▶ DATASET CONTENT:
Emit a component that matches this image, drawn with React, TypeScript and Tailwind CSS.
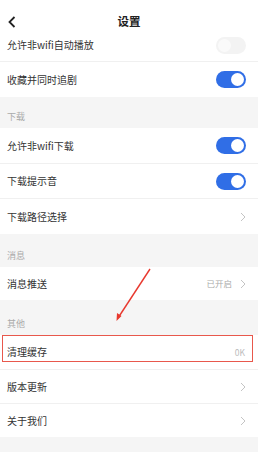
import React from "react";

const font = { fontFamily: '"Noto Sans CJK SC", "Noto Sans", sans-serif' };

function Toggle({ on }: { on: boolean }) {
  if (on) {
    return (
      <div className="w-[30px] h-[17px] rounded-full bg-[#306ee6] flex items-center justify-end pr-[2px]">
        <div className="w-[13px] h-[13px] rounded-full bg-white" />
      </div>
    );
  }
  return (
    <div className="w-[30px] h-[17px] rounded-full bg-[#f3f3f3] flex items-center justify-start pl-[2px]">
      <div className="w-[13px] h-[13px] rounded-full bg-[#fafafa]" />
    </div>
  );
}

function Chevron() {
  return (
    <svg width="6" height="10" viewBox="0 0 6 10" className="block">
      <path d="M1 1 L5 5 L1 9" fill="none" stroke="#c4c4c4" strokeWidth="1" />
    </svg>
  );
}

function Row({
  label,
  right,
  h,
  border = true,
}: {
  label: string;
  right?: React.ReactNode;
  h: string;
  border?: boolean;
}) {
  return (
    <div
      className={`flex items-center justify-between pl-[7px] pr-[12px] bg-white ${h} ${
        border ? "border-b border-[#f0f0f0]" : ""
      }`}
    >
      <span className="text-[10px] leading-[14px] text-[#333]">{label}</span>
      {right}
    </div>
  );
}

function Section({ label, h }: { label: string; h: string }) {
  return (
    <div className={`bg-[#f5f5f5] flex items-end pl-[7px] ${h}`}>
      <span className="text-[9px] leading-[12px] text-[#aaa] pb-[5px]">{label}</span>
    </div>
  );
}

export default function App() {
  return (
    <div className="w-[263px] h-[452px] bg-white overflow-hidden relative" style={font}>
      <div className="w-[258px]">
        <div className="h-[29px] relative flex justify-center pt-[13px]">
          <svg
            width="8"
            height="12"
            viewBox="0 0 8 12"
            className="absolute left-[8px] top-[16px]"
          >
            <path d="M6.5 1 L1.5 6 L6.5 11" fill="none" stroke="#222" strokeWidth="1.8" />
          </svg>
          <span className="text-[11.5px] leading-[16px] font-bold text-[#222]">设置</span>
        </div>
        <Row label="允许非wifi自动播放" h="h-[33px]" right={<Toggle on={false} />} />
        <Row label="收藏并同时追剧" h="h-[35px]" border={false} right={<Toggle on />} />
        <Section label="下载" h="h-[31px]" />
        <Row label="允许非wifi下载" h="h-[36px]" right={<Toggle on />} />
        <Row label="下载提示音" h="h-[35px]" right={<Toggle on />} />
        <Row label="下载路径选择" h="h-[35px]" border={false} right={<Chevron />} />
        <Section label="消息" h="h-[33px]" />
        <Row
          label="消息推送"
          h="h-[33px]"
          border={false}
          right={
            <div className="flex items-center gap-[8px]">
              <span className="text-[8.5px] text-[#aaa]">已开启</span>
              <Chevron />
            </div>
          }
        />
        <Section label="其他" h="h-[35px]" />
        <Row
          label="清理缓存"
          h="h-[35px]"
          right={<span className="text-[8.5px] text-[#bbb] pr-[1px]">0K</span>}
        />
        <Row label="版本更新" h="h-[34px]" right={<Chevron />} />
        <Row label="关于我们" h="h-[33px]" border={false} right={<Chevron />} />
        <div className="bg-[#f5f5f5] h-[20px]" />
      </div>
      {/* annotation box */}
      <div className="absolute left-[2px] top-[335px] w-[251px] h-[27px] border border-[#e8584c] pointer-events-none" />
      {/* annotation arrow */}
      <svg
        className="absolute left-0 top-0 pointer-events-none"
        width="263"
        height="452"
        viewBox="0 0 263 452"
      >
        <line x1="150" y1="269" x2="118" y2="318" stroke="#e8382e" strokeWidth="1.4" />
        <polygon points="116.5,321 117,313 121.5,316" fill="#e8382e" />
      </svg>
    </div>
  );
}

▶ EXERCISE TASK:
Pictures are excluded; output everything else in the data verbatim.

▶ ANSWER FOR THE TASK:
Emit a component that matches this image, drawn with React, TypeScript and Tailwind CSS.
import React from "react";

const font = { fontFamily: '"Noto Sans CJK SC", "Noto Sans", sans-serif' };

function Toggle({ on }: { on: boolean }) {
  if (on) {
    return (
      <div className="w-[30px] h-[17px] rounded-full bg-[#306ee6] flex items-center justify-end pr-[2px]">
        <div className="w-[13px] h-[13px] rounded-full bg-white" />
      </div>
    );
  }
  return (
    <div className="w-[30px] h-[17px] rounded-full bg-[#f3f3f3] flex items-center justify-start pl-[2px]">
      <div className="w-[13px] h-[13px] rounded-full bg-[#fafafa]" />
    </div>
  );
}

function Chevron() {
  return (
    <svg width="6" height="10" viewBox="0 0 6 10" className="block">
      <path d="M1 1 L5 5 L1 9" fill="none" stroke="#c4c4c4" strokeWidth="1" />
    </svg>
  );
}

function Row({
  label,
  right,
  h,
  border = true,
}: {
  label: string;
  right?: React.ReactNode;
  h: string;
  border?: boolean;
}) {
  return (
    <div
      className={`flex items-center justify-between pl-[7px] pr-[12px] bg-white ${h} ${
        border ? "border-b border-[#f0f0f0]" : ""
      }`}
    >
      <span className="text-[10px] leading-[14px] text-[#333]">{label}</span>
      {right}
    </div>
  );
}

function Section({ label, h }: { label: string; h: string }) {
  return (
    <div className={`bg-[#f5f5f5] flex items-end pl-[7px] ${h}`}>
      <span className="text-[9px] leading-[12px] text-[#aaa] pb-[5px]">{label}</span>
    </div>
  );
}

export default function App() {
  return (
    <div className="w-[263px] h-[452px] bg-white overflow-hidden relative" style={font}>
      <div className="w-[258px]">
        <div className="h-[29px] relative flex justify-center pt-[13px]">
          <svg
            width="8"
            height="12"
            viewBox="0 0 8 12"
            className="absolute left-[8px] top-[16px]"
          >
            <path d="M6.5 1 L1.5 6 L6.5 11" fill="none" stroke="#222" strokeWidth="1.8" />
          </svg>
          <span className="text-[11.5px] leading-[16px] font-bold text-[#222]">设置</span>
        </div>
        <Row label="允许非wifi自动播放" h="h-[33px]" right={<Toggle on={false} />} />
        <Row label="收藏并同时追剧" h="h-[35px]" border={false} right={<Toggle on />} />
        <Section label="下载" h="h-[31px]" />
        <Row label="允许非wifi下载" h="h-[36px]" right={<Toggle on />} />
        <Row label="下载提示音" h="h-[35px]" right={<Toggle on />} />
        <Row label="下载路径选择" h="h-[35px]" border={false} right={<Chevron />} />
        <Section label="消息" h="h-[33px]" />
        <Row
          label="消息推送"
          h="h-[33px]"
          border={false}
          right={
            <div className="flex items-center gap-[8px]">
              <span className="text-[8.5px] text-[#aaa]">已开启</span>
              <Chevron />
            </div>
          }
        />
        <Section label="其他" h="h-[35px]" />
        <Row
          label="清理缓存"
          h="h-[35px]"
          right={<span className="text-[8.5px] text-[#bbb] pr-[1px]">0K</span>}
        />
        <Row label="版本更新" h="h-[34px]" right={<Chevron />} />
        <Row label="关于我们" h="h-[33px]" border={false} right={<Chevron />} />
        <div className="bg-[#f5f5f5] h-[20px]" />
      </div>
      {/* annotation box */}
      <div className="absolute left-[2px] top-[335px] w-[251px] h-[27px] border border-[#e8584c] pointer-events-none" />
      {/* annotation arrow */}
      <svg
        className="absolute left-0 top-0 pointer-events-none"
        width="263"
        height="452"
        viewBox="0 0 263 452"
      >
        <line x1="150" y1="269" x2="118" y2="318" stroke="#e8382e" strokeWidth="1.4" />
        <polygon points="116.5,321 117,313 121.5,316" fill="#e8382e" />
      </svg>
    </div>
  );
}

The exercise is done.